Tool and Toy: Technology in Education

The following article was written in February of 2004 to be presented to the Symposium on Technology and Higher Education at Microsoft Corporation, Redmond, WA, USA. I transcribe it here because I think it is becoming more and more relevant as time goes by.


I. Technology as Tool

Few things have been as well debated in education in the past 30 years or so as the role of technology in education.

Some have emphasized its importance in teaching – classroom teaching or distance teaching. For them technology is first and foremost a tool for teachers.

Others have emphasized its importance in learning – classroom learning or non-formal learning. For them technology is first and foremost a tool for learners.

The debate between these two groups has tried to show the qualities of technology as a tool – for teaching and/or for learning.

I will try to contribute to this debate. Of these two options, I find the “learning tool” alternative more interesting and challenging, on pedagogical grounds. Education, after all, has to do with learning, not necessarily with teaching. But I want to add a “tertium”, a third alternative, that emphasizes the role of technology in education not as a tool (for teaching or for learning), but as a toy.

This will fit nicely, I think, with the emphasis on the pedagogical use of computer and video games that characterized a good portion of this encounter.

II. Technology as Toy

I like to define technology, in its broadest sense, as anything we, human beings, invent to make our life either easier or more pleasant.

Technology can be classified in various ways.

One useful way of claifying is distinguishing, on the one hand, instruments and equipments of various natures (“hard”, tangible technology), and, on the other hand, methods, procedures, techniques, notations, languages (“soft”, intangible technology).

The languages we speak and in which we read and write are technologies: they were invented by our predecessors (and keep being reinvented by our children) in order to make their life easier. Language is one of the most important technological tools we use today. Language is incredibly useful. Without it life would be terribly difficult..

But what about art? Painting, sculpting… Language is a tool, but literature is a form of art.

Why do we create art? Why do write fiction? Why do we invent games of various sorts, of which computer and video games are only the latest variety?

Those who try to promote a specific ideology try to make art into a tool: a tool for propagandizing, a tool for proselytizing. But in its truest sense, art is a toy: we engage in it, either producing it or contemplating it, not for its utility, but for the pleasure that doing this gives us.

III. Human Survival and Human Development

We, human beings, have two basic tasks when we are born: one, immediate and extremely urgent; the other, for the longer range.

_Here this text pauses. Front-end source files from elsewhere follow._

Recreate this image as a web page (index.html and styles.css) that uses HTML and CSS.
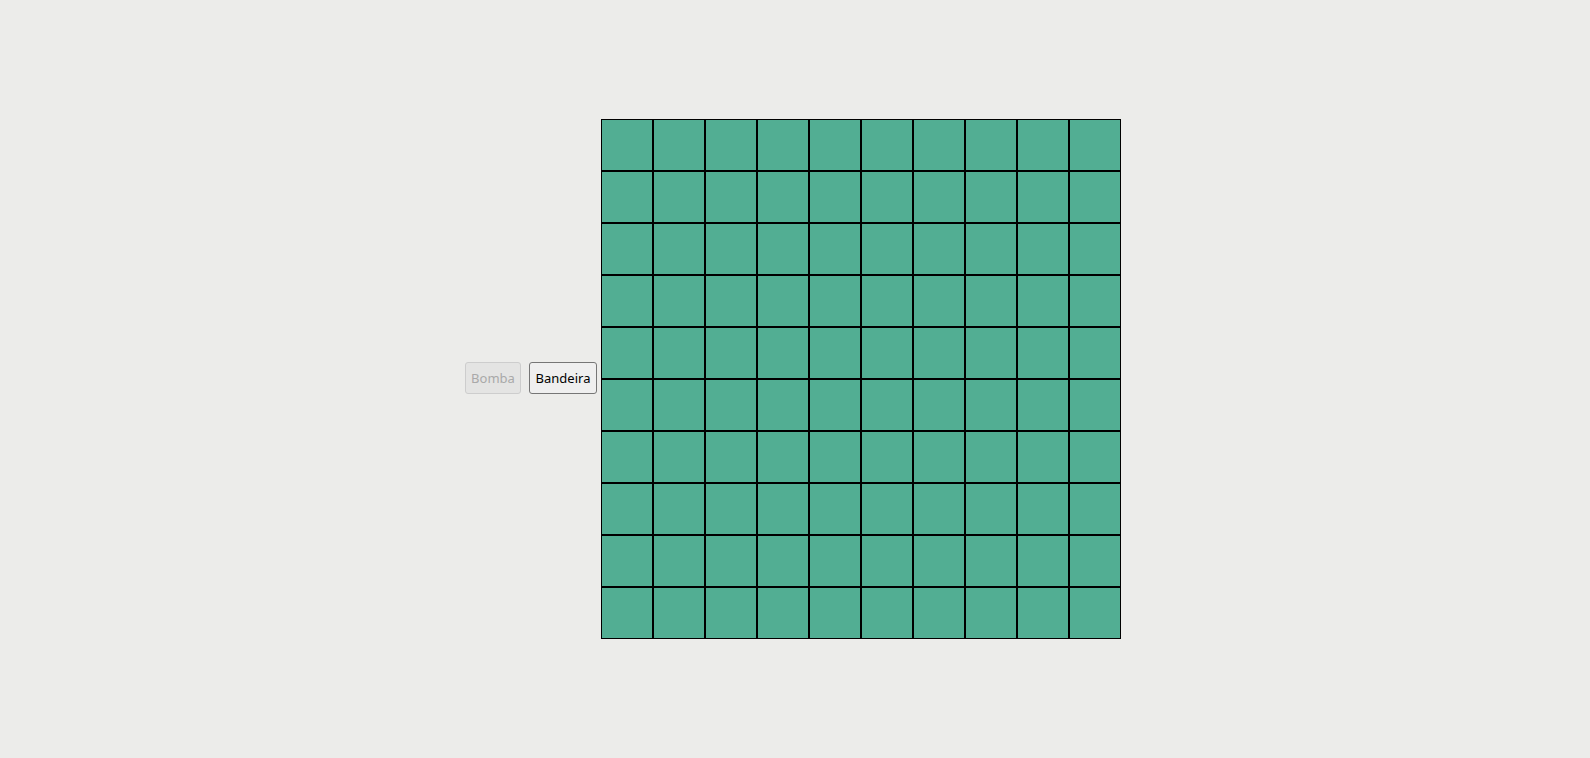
FILE: index.html
```html
<!DOCTYPE html>
<html lang="pt">
<head>
<meta charset="utf-8">
<title>Campo Minado</title>
<link rel="stylesheet" href="styles.css">
</head>
<body>
<main class="game">
  <div class="controls">
    <button class="btn btn-bomb" disabled>Bomba</button>
    <button class="btn btn-flag">Bandeira</button>
  </div>
  <div class="board" id="board"></div>
</main>
<script>
  const board = document.getElementById('board');
  for (let i = 0; i < 100; i++) {
    const c = document.createElement('div');
    c.className = 'cell';
    board.appendChild(c);
  }
</script>
</body>
</html>
```
FILE: styles.css
```css
html, body {
  margin: 0;
  padding: 0;
  height: 100%;
}
body {
  background: #ececea;
  font-family: "Noto Sans", "Open Sans", sans-serif;
}
.game {
  height: 100%;
  display: flex;
  align-items: center;
  justify-content: center;
  gap: 4px;
  padding-right: 4px;
  box-sizing: border-box;
}
.controls {
  display: flex;
  gap: 8px;
  margin-bottom: 2px;
}
.btn {
  box-sizing: border-box;
  height: 32px;
  padding: 0;
  font-family: "Noto Sans", sans-serif;
  font-size: 13px;
  color: #000;
  background: #efefef;
  border: 1px solid #767676;
  border-radius: 3px;
}
.btn-bomb { width: 56px; }
.btn-flag { width: 68px; }
.btn:disabled {
  color: #a9a9a9;
  background: #e4e4e3;
  border-color: #cdcdcd;
}
.board {
  display: grid;
  grid-template-columns: repeat(10, 52px);
  grid-auto-rows: 52px;
}
.cell {
  background: #52ae93;
  border: 1px solid #000;
}
```
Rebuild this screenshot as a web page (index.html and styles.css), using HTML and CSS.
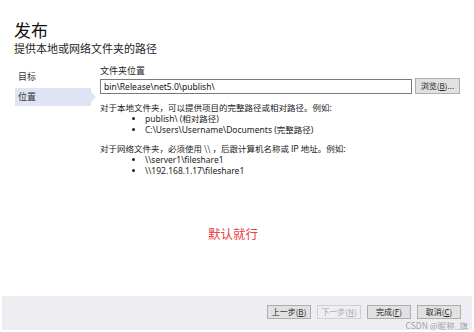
FILE: index.html
```html
<!DOCTYPE html>
<html lang="zh">
<head>
<meta charset="utf-8">
<link rel="stylesheet" href="styles.css">
</head>
<body>
<div class="dialog">
  <header class="head">
    <h1 class="title">发布</h1>
    <p class="subtitle">提供本地或网络文件夹的路径</p>
  </header>
  <main class="main">
    <nav class="nav">
      <div class="nav-item">目标</div>
      <div class="nav-item active">位置</div>
    </nav>
    <section class="content">
      <div class="label">文件夹位置</div>
      <div class="path-row">
        <div class="input">bin\Release\net5.0\publish\</div>
        <button class="btn browse">浏览(<u>B</u>)...</button>
      </div>
      <p class="help">对于本地文件夹，可以提供项目的完整路径或相对路径。例如:</p>
      <ul class="list">
        <li>publish\ (相对路径)</li>
        <li>C:\Users\Username\Documents (完整路径)</li>
      </ul>
      <p class="help gap">对于网络文件夹，必须使用 \\ ，后跟计算机名称或 IP 地址。例如:</p>
      <ul class="list">
        <li>\\server1\fileshare1</li>
        <li>\\192.168.1.17\fileshare1</li>
      </ul>
      <div class="note">默认就行</div>
    </section>
  </main>
  <footer class="foot">
    <button class="btn">上一步(<u>B</u>)</button>
    <button class="btn disabled">下一步(<u>N</u>)</button>
    <button class="btn">完成(<u>F</u>)</button>
    <button class="btn">取消(<u>C</u>)</button>
    <span class="mark">CSDN @昵称_旗</span>
  </footer>
</div>
</body>
</html>
```

FILE: styles.css
```css
* { box-sizing: border-box; }
html, body { margin: 0; padding: 0; background: #fff; }
body {
  font-family: "Noto Sans", "Noto Sans CJK SC", sans-serif;
  color: #1e1e1e;
}
.dialog {
  width: 474px;
  height: 332px;
  display: flex;
  flex-direction: column;
  position: relative;
}
.head { padding: 19px 0 0 14px; }
.title {
  margin: 0;
  font-family: "Noto Sans CJK SC", sans-serif;
  font-weight: 400;
  font-size: 17px;
  line-height: 22px;
  color: #111;
}
.subtitle {
  margin: 0;
  font-family: "Noto Sans CJK SC", sans-serif;
  font-size: 11px;
  line-height: 14px;
  color: #222;
}
.main {
  display: flex;
  margin-top: 9px;
  flex: 1;
}
.nav {
  width: 85px;
  margin-left: 15px;
  padding-top: 4px;
  display: flex;
  flex-direction: column;
  gap: 2px;
}
.nav-item {
  position: relative;
  height: 18px;
  line-height: 18px;
  padding-left: 3px;
  font-family: "Noto Sans CJK SC", sans-serif;
  font-size: 9px;
  color: #333;
  width: 76px;
}
.nav-item.active { background: #dfe4f4; }
.nav-item.active::after {
  content: "";
  position: absolute;
  right: -5px;
  top: 4px;
  border-left: 5px solid #dfe4f4;
  border-top: 5px solid transparent;
  border-bottom: 5px solid transparent;
}
.content { flex: 1; padding-right: 14px; }
.label {
  font-family: "Noto Sans CJK SC", sans-serif;
  font-size: 9px;
  line-height: 13px;
  color: #222;
}
.path-row {
  display: flex;
  align-items: center;
  gap: 3px;
  margin-top: 1px;
}
.input {
  width: 312px;
  height: 15px;
  border: 1px solid #7a7a7a;
  font-size: 8.5px;
  line-height: 13px;
  padding-left: 3px;
  color: #111;
}
.btn {
  font-family: "Noto Sans CJK SC", sans-serif;
  font-size: 8px;
  height: 14px;
  width: 44px;
  padding: 0;
  line-height: 12px;
  background: #e1e1e1;
  border: 1px solid #adadad;
  color: #222;
}
.btn u { text-decoration: underline; }
.browse { height: 16px; width: 45px; line-height: 14px; }
.help {
  margin: 7px 0 0 0;
  font-family: "Noto Sans CJK SC", sans-serif;
  font-size: 8.5px;
  line-height: 12px;
  color: #222;
}
.help.gap { margin-top: 7px; }
.list {
  margin: 0;
  padding-left: 45px;
  font-size: 8.5px;
  line-height: 11px;
  color: #222;
}
.list li { padding-left: 0; }
.note {
  margin: 50px 0 0 108px;
  font-family: "Noto Sans CJK SC", sans-serif;
  font-size: 12.5px;
  line-height: 16px;
  color: #e8403c;
}
.foot {
  margin: 0 2px 2px 2px;
  height: 34px;
  background: #eeeef2;
  display: flex;
  justify-content: flex-end;
  align-items: center;
  gap: 6px;
  padding-right: 11px;
  padding-bottom: 2px;
  position: relative;
}
.btn.disabled { color: #a8a8a8; border-color: #d0d0d0; background: #eeeef2; }
.mark {
  position: absolute;
  right: 4px;
  bottom: 0;
  font-family: "Noto Sans CJK SC", sans-serif;
  font-size: 8.5px;
  line-height: 9px;
  color: rgba(120,120,130,0.7);
}
```
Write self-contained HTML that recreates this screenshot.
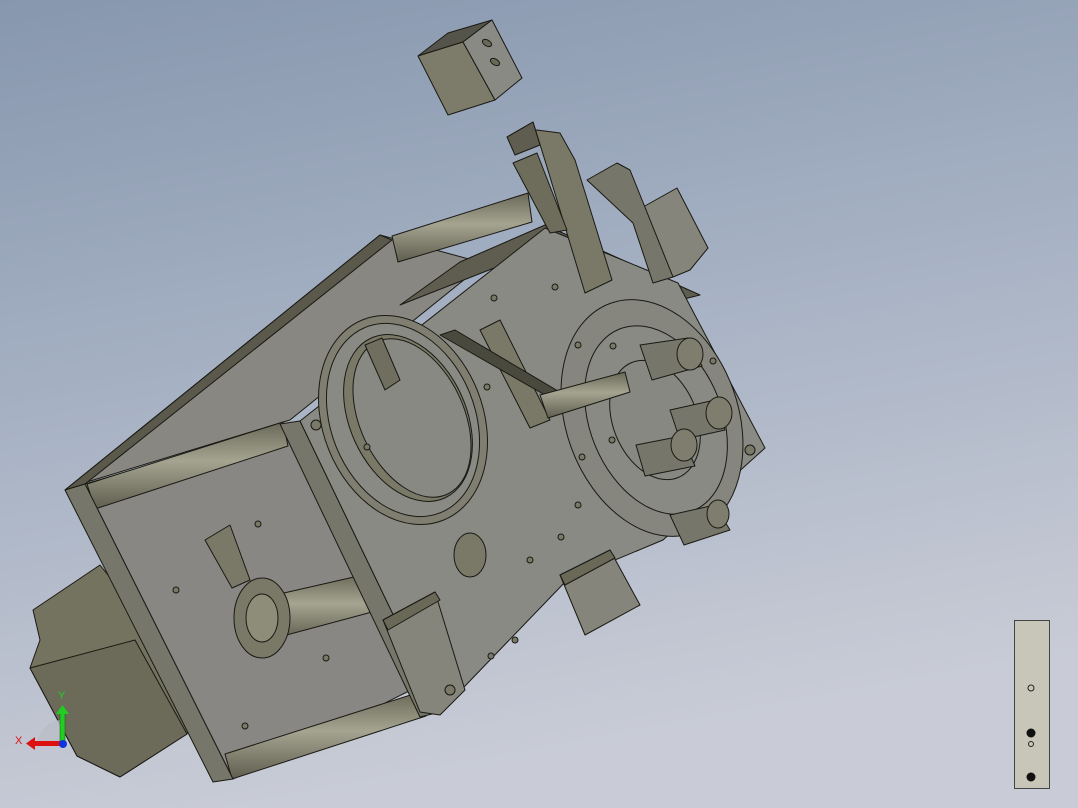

The first of these two tasks is surviving. We are born almost as if prematurely: ill-equipped to live. We are born incompetent in the most elementary tasks: we are not able to walk, to communicate, to feed ourselves, to defend and protect ourselves against the elements, against other animals, or even against other human beings. In our early years we need to be constantly helped by parents, family and community – otherwise we do not survive, we perish. But we are incredibly well equipped for learning. And our basic education should aim at making us competent for living autonomously, so that eventually we will be able to take care of ourselves.

The second of these two tasks is developing ourselves as human beings. Aristotle liked to call this “flourishing” as human beings. Developing as human beings, however, is not equivalent to growing or maturing. We are not totally programmed by nature. The programming that nature gave us is quite open. It allows as, from a given time on, to choose the kind of life we want for ourselves, that is, to define a life project of our own choosing and to go after what is needed to turn this life project into reality, that is, into a life worth living.

Our education should, therefore, aim at:

· First, helping us become competent and autonomous in our life-sustaining task: survival;

· Second, helping us become competent to autonomously define a life project and to acquire the skills and resources necessary to make it a reality: human development.

Edgar Morin, in France, and Rubem Alves, in Brazil, have recently emphasized the fact that our tools are our instruments of survival, but our toys are that which makes us want to survive, that which gives us a reason for desiring to go on living.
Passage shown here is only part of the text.